**Records provided**
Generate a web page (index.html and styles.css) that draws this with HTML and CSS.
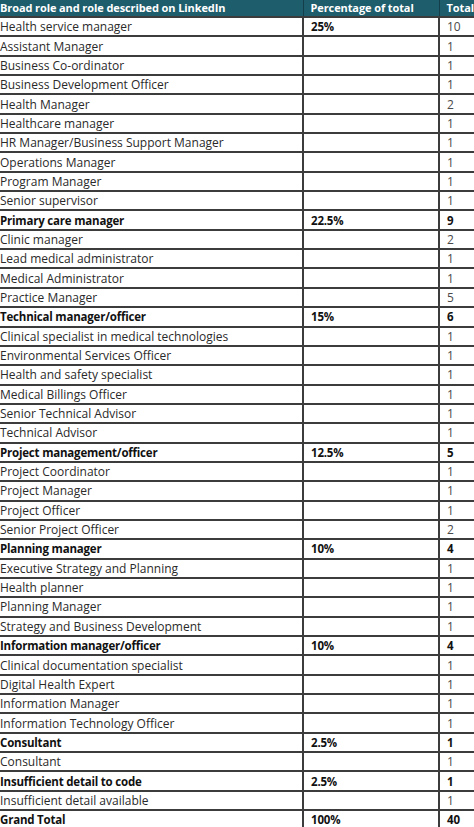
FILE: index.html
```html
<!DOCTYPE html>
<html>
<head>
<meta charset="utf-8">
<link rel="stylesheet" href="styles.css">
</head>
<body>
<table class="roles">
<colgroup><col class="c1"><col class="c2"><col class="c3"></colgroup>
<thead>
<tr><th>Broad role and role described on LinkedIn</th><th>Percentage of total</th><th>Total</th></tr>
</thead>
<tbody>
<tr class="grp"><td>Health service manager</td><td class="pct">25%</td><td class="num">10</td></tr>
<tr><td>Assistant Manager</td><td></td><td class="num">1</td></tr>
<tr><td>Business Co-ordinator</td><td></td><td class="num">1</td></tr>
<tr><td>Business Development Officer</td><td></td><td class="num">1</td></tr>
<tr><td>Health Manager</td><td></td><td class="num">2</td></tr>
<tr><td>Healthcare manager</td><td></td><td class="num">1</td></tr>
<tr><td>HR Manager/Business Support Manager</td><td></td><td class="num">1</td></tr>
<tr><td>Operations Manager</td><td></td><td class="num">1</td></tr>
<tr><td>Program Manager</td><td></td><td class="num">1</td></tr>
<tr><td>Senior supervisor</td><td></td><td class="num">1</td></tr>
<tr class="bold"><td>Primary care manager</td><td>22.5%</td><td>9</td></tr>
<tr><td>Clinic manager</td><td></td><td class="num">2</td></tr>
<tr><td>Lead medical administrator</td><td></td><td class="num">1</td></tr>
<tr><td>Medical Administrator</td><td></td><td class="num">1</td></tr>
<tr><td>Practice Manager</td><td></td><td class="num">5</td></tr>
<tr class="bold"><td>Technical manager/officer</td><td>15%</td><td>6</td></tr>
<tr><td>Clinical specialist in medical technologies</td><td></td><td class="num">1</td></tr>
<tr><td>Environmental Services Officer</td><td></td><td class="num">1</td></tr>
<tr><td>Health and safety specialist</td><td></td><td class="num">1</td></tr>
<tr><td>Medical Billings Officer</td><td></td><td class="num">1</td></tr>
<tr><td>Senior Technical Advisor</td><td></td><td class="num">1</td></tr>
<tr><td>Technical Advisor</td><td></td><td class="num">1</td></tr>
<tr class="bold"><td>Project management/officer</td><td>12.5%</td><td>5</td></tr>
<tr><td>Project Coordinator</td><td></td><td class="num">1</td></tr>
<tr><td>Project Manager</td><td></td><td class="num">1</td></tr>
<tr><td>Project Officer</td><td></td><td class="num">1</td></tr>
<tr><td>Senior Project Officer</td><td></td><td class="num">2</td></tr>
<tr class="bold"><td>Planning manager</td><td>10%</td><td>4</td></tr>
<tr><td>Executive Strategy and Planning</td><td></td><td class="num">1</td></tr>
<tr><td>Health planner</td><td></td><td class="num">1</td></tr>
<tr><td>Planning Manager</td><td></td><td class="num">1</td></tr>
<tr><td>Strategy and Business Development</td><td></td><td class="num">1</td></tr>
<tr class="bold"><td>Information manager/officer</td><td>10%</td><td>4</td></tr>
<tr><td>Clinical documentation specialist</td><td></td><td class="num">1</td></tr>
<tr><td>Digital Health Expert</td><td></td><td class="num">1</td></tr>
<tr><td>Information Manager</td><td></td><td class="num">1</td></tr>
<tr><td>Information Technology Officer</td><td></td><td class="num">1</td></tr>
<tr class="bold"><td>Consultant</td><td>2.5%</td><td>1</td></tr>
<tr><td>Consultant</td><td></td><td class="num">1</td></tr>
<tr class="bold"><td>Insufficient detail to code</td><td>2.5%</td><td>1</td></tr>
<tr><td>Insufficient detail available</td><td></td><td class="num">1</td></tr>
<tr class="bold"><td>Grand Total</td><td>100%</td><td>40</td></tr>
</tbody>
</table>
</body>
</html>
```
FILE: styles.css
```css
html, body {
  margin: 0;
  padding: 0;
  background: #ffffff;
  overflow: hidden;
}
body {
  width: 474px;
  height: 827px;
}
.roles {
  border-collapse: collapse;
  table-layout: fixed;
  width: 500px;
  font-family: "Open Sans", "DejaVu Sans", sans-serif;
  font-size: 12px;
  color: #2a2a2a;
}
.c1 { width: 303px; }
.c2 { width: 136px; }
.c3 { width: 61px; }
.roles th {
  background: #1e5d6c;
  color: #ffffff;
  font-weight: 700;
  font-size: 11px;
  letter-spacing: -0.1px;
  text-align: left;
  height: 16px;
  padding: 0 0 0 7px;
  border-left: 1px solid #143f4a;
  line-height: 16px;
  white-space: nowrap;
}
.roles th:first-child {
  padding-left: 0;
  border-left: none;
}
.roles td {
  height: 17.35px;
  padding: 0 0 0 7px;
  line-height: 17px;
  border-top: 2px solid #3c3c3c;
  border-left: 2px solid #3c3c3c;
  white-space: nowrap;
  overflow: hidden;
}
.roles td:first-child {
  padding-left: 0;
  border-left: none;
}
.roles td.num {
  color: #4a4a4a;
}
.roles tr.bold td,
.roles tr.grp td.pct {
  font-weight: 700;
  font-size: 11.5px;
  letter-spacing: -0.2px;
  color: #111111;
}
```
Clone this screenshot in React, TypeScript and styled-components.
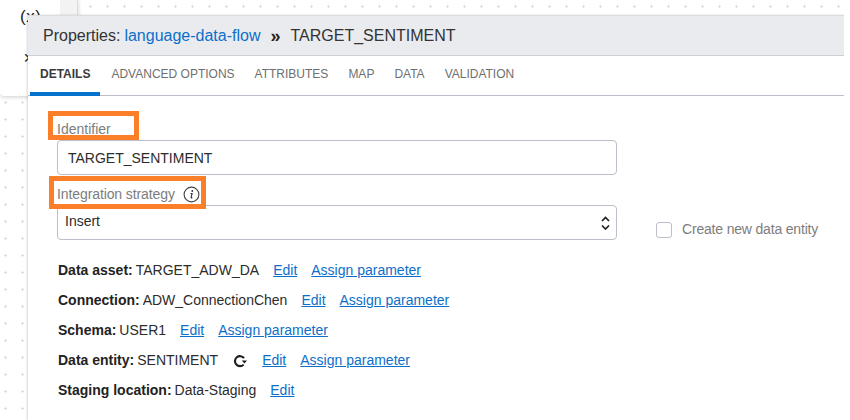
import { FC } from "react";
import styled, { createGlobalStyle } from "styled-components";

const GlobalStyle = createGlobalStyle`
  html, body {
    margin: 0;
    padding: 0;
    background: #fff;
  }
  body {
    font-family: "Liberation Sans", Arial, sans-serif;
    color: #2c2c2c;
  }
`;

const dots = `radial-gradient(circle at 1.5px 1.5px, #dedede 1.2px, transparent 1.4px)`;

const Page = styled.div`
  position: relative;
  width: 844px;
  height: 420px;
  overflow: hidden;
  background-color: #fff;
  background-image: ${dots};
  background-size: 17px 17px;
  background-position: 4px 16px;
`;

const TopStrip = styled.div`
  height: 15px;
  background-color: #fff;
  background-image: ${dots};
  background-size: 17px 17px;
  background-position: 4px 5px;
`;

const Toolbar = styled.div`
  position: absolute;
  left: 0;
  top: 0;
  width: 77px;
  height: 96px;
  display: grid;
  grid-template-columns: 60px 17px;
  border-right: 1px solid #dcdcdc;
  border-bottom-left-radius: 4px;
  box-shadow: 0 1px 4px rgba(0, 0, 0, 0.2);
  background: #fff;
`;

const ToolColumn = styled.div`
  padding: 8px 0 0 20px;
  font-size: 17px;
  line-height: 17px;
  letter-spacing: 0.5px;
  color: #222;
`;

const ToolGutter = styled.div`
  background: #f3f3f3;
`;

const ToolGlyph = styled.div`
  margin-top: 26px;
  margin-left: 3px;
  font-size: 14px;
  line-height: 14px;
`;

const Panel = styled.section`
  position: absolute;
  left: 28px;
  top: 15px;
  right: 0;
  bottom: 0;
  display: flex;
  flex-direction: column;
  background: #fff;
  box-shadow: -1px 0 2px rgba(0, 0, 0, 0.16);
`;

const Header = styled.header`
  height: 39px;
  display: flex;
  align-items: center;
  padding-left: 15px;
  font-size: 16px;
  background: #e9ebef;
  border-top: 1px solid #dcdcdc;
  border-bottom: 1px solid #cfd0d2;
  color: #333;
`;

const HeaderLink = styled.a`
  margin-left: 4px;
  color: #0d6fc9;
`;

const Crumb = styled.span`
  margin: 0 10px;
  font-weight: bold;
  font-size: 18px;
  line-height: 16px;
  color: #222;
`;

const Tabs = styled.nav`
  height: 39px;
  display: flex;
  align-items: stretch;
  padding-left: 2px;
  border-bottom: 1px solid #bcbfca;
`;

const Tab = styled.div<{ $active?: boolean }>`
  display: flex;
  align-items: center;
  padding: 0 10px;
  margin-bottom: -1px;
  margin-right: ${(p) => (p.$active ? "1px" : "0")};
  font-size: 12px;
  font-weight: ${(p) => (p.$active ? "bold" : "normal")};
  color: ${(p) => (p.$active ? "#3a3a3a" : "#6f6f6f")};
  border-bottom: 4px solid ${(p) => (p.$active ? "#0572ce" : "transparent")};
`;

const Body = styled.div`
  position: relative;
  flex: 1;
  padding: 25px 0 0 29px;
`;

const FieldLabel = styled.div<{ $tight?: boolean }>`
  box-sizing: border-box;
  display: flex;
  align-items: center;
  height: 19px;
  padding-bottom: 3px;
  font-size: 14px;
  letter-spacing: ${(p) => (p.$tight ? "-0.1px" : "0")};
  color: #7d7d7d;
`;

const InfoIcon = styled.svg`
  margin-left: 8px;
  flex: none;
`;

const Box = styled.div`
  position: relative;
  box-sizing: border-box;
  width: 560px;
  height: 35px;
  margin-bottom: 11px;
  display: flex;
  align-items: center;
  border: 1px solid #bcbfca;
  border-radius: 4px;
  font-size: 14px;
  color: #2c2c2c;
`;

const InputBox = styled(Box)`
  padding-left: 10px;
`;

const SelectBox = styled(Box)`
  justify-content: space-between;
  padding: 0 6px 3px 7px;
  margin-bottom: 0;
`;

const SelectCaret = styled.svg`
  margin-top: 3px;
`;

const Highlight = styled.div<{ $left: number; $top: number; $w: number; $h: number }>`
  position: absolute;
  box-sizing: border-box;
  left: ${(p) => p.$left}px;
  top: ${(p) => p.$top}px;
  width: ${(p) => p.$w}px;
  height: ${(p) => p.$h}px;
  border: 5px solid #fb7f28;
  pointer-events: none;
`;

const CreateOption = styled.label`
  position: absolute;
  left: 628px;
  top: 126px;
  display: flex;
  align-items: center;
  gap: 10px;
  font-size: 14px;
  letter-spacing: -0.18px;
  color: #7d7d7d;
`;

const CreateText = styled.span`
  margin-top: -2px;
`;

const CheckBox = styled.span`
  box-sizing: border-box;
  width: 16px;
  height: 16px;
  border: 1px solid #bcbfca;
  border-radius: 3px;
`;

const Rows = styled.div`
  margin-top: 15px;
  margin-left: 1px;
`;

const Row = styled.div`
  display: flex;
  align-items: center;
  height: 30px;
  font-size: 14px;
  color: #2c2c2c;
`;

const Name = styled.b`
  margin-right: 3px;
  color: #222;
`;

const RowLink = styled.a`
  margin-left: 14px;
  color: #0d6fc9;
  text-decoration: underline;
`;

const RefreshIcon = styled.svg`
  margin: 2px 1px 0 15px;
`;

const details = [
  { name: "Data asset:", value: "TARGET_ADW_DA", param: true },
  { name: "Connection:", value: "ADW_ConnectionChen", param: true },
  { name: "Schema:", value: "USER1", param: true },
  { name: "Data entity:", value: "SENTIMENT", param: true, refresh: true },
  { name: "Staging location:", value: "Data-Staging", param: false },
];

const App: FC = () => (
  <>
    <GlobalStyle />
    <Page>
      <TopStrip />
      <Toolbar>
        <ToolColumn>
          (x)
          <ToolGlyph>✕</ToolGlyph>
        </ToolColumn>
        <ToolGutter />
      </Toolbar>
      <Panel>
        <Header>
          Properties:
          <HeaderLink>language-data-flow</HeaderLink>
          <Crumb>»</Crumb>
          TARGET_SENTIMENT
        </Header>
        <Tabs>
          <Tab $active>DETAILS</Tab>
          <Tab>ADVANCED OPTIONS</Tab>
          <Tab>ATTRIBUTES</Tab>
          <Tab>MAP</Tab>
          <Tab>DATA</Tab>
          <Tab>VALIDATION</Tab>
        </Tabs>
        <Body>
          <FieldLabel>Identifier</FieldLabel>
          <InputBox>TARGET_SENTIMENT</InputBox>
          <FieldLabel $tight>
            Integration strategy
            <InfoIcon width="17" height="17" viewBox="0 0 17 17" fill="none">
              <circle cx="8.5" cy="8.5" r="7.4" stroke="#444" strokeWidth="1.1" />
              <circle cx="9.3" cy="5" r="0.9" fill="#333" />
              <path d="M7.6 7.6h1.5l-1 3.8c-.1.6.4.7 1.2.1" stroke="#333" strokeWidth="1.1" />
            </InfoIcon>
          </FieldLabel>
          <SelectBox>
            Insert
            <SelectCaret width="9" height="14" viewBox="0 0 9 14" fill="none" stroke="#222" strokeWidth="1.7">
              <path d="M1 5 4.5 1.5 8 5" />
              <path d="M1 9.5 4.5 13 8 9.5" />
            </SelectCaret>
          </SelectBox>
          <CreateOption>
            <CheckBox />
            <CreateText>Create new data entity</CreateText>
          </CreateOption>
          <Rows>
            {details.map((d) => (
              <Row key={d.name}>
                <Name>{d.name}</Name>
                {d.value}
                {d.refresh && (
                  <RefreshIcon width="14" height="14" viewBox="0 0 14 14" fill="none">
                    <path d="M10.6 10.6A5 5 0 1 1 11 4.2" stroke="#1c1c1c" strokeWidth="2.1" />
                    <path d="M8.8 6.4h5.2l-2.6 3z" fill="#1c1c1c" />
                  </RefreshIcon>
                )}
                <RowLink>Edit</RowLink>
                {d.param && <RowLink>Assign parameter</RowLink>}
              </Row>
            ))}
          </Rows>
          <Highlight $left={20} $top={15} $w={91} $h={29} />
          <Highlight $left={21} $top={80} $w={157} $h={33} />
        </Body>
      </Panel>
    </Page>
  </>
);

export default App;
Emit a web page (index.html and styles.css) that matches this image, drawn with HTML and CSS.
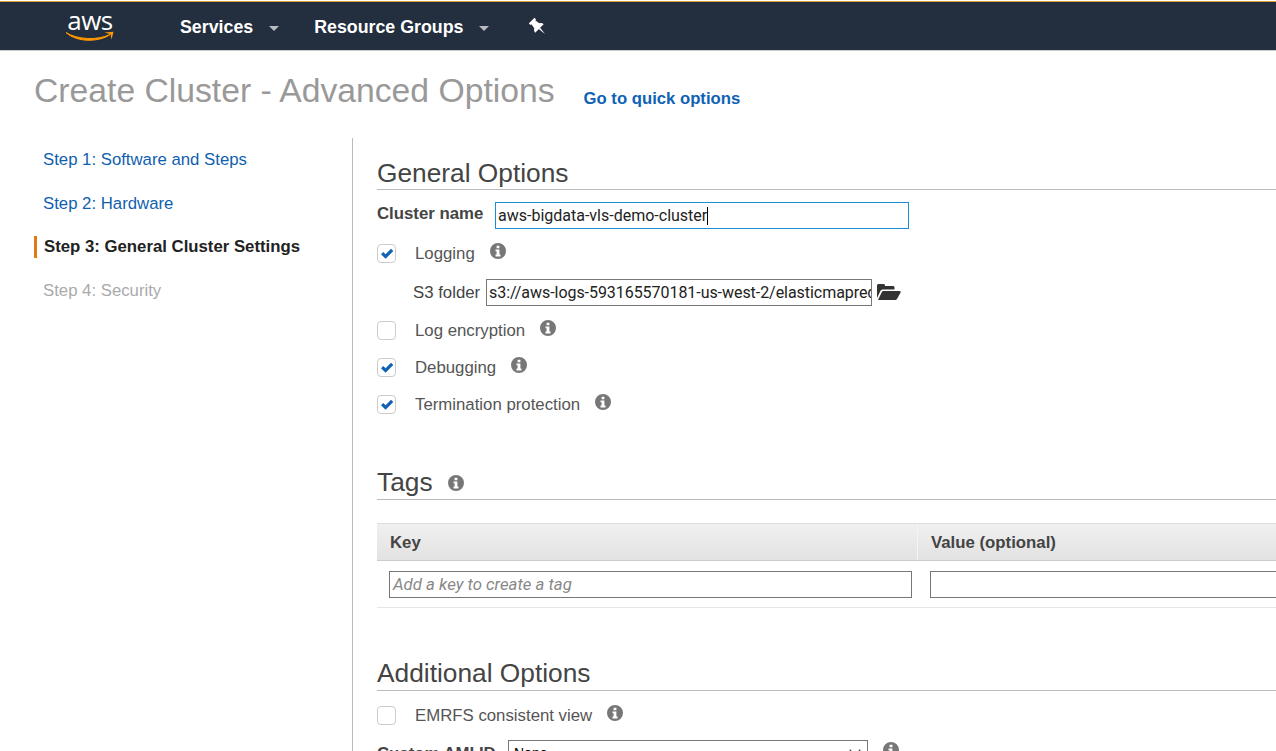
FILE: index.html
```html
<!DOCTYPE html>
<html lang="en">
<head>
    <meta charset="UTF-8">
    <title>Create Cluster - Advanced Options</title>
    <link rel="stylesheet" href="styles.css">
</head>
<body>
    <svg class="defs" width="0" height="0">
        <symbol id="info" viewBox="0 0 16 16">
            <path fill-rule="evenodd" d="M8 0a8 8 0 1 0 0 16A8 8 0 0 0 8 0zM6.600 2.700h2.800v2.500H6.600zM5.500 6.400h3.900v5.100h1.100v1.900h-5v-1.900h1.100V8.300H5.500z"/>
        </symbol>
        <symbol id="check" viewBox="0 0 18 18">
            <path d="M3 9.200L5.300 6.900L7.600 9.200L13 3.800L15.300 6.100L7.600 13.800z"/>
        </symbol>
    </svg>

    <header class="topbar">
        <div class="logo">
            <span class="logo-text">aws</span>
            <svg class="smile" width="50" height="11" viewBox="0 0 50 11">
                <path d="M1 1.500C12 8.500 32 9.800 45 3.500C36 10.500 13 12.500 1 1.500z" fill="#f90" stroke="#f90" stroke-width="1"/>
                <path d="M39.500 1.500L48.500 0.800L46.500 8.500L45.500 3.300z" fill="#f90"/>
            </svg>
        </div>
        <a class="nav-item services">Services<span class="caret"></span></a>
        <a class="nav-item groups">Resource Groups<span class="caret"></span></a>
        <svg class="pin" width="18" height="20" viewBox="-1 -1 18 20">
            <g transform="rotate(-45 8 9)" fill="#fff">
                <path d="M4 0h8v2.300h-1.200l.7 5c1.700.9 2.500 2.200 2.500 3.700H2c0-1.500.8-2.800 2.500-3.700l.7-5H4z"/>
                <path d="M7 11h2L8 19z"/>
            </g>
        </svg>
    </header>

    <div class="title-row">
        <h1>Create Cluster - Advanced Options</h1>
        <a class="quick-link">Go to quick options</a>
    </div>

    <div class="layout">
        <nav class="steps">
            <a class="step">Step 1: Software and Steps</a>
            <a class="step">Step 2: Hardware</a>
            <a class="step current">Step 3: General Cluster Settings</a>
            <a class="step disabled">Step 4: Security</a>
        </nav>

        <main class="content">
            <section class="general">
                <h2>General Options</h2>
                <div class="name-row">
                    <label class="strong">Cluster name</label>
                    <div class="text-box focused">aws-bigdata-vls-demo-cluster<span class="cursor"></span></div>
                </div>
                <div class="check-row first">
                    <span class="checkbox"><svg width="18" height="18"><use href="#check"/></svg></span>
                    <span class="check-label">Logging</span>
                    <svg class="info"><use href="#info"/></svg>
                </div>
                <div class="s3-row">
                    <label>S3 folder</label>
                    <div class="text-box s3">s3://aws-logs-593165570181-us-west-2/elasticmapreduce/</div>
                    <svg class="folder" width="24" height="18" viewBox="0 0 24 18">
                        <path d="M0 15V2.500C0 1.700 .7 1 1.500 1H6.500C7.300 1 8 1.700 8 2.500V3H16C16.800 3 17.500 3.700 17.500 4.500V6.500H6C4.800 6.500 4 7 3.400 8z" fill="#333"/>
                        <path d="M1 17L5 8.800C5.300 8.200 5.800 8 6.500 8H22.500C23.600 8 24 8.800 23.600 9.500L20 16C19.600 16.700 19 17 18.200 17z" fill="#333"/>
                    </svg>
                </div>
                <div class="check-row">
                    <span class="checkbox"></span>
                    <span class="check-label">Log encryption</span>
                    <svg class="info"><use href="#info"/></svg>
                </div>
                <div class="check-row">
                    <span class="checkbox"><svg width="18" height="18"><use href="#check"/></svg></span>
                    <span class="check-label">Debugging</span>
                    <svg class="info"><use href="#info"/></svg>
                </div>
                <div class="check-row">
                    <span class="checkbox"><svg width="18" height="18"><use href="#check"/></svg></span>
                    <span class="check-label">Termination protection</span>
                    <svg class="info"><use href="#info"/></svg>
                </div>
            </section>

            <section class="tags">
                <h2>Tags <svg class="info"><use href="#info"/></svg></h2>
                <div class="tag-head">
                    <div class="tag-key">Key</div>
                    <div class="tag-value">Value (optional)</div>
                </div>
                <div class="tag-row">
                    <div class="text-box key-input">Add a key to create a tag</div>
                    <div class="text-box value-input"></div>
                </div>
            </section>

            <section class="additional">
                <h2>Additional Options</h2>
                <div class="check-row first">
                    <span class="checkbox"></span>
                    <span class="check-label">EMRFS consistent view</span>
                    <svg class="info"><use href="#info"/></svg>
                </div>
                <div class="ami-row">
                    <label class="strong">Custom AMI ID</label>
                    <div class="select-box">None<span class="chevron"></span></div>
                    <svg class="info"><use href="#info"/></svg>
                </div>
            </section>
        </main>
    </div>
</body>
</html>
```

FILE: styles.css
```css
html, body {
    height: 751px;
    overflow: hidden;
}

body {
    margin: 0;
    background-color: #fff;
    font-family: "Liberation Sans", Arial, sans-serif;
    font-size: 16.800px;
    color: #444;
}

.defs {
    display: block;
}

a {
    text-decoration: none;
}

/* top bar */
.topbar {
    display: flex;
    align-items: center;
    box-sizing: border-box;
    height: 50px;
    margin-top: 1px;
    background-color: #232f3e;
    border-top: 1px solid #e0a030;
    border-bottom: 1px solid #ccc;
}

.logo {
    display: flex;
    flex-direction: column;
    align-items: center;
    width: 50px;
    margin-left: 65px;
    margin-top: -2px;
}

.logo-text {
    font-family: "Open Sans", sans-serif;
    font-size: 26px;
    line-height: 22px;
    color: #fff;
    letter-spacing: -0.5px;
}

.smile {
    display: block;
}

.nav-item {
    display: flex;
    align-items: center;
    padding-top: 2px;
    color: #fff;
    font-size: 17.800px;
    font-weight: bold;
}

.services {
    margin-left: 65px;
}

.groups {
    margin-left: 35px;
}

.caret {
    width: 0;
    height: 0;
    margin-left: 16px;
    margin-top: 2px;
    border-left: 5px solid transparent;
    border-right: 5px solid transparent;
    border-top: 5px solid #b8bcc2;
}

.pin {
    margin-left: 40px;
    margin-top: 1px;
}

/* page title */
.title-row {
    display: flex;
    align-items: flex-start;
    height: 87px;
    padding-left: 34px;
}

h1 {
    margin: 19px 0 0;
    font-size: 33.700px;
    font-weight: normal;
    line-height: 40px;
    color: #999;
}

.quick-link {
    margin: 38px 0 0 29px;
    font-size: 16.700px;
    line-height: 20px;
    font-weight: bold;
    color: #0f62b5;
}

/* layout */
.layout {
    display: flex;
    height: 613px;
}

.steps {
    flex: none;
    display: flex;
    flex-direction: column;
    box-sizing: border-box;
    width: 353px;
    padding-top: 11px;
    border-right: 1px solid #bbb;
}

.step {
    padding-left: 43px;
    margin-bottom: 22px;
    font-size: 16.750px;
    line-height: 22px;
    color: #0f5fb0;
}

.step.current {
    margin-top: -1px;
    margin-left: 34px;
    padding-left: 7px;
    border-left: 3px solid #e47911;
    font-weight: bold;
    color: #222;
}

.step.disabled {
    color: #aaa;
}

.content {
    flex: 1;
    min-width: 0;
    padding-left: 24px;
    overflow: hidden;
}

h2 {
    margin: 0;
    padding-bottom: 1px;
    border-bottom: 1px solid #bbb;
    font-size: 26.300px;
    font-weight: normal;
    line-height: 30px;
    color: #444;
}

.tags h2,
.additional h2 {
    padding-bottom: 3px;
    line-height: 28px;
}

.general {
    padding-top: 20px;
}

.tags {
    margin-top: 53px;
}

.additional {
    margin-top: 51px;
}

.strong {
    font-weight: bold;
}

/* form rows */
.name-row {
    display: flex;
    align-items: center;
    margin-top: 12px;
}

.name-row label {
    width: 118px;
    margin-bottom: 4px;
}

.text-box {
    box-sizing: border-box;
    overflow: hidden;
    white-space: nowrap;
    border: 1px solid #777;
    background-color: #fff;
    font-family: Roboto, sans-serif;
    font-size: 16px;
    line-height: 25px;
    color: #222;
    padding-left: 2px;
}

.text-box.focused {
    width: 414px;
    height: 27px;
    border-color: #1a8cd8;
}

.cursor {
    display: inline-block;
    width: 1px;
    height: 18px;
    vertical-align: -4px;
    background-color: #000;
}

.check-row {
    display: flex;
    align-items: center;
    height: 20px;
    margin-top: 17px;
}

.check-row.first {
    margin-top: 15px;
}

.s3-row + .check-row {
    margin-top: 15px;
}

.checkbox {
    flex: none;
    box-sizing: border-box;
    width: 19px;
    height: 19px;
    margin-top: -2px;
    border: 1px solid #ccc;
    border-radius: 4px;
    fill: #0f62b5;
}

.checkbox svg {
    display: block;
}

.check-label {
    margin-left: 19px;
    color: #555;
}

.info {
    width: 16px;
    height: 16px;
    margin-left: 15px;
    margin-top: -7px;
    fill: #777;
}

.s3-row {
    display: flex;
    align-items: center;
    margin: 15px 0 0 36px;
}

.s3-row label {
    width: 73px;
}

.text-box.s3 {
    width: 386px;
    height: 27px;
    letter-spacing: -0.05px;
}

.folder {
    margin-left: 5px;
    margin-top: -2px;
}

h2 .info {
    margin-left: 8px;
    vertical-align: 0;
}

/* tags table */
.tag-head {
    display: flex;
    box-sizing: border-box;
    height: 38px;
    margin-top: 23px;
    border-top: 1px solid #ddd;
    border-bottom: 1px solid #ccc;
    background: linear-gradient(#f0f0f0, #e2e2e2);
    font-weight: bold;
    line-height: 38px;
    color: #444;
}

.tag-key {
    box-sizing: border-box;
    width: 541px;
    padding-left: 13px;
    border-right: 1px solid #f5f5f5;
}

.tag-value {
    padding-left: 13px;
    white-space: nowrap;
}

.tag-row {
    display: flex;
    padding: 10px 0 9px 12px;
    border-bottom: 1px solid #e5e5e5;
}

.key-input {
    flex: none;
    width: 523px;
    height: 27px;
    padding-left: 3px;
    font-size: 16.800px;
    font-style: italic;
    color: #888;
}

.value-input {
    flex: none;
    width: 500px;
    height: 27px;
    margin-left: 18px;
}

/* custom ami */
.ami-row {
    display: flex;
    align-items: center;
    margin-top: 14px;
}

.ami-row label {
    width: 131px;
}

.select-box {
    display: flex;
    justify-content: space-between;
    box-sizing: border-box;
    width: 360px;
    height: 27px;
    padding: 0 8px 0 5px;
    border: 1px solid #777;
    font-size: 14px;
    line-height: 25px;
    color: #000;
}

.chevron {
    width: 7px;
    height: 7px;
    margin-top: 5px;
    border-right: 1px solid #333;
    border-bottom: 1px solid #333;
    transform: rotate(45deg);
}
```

**The problem**
Write down exactly what the lines above say, from the line holding "Clone this screenshot" through the line holding "1.5px 1.5px, #dedede", and nothing more. Do not copy the pictures.

**Correct result**
Clone this screenshot in React, TypeScript and styled-components.
import { FC } from "react";
import styled, { createGlobalStyle } from "styled-components";

const GlobalStyle = createGlobalStyle`
  html, body {
    margin: 0;
    padding: 0;
    background: #fff;
  }
  body {
    font-family: "Liberation Sans", Arial, sans-serif;
    color: #2c2c2c;
  }
`;

const dots = `radial-gradient(circle at 1.5px 1.5px, #dedede 1.2px, transparent 1.4px)`;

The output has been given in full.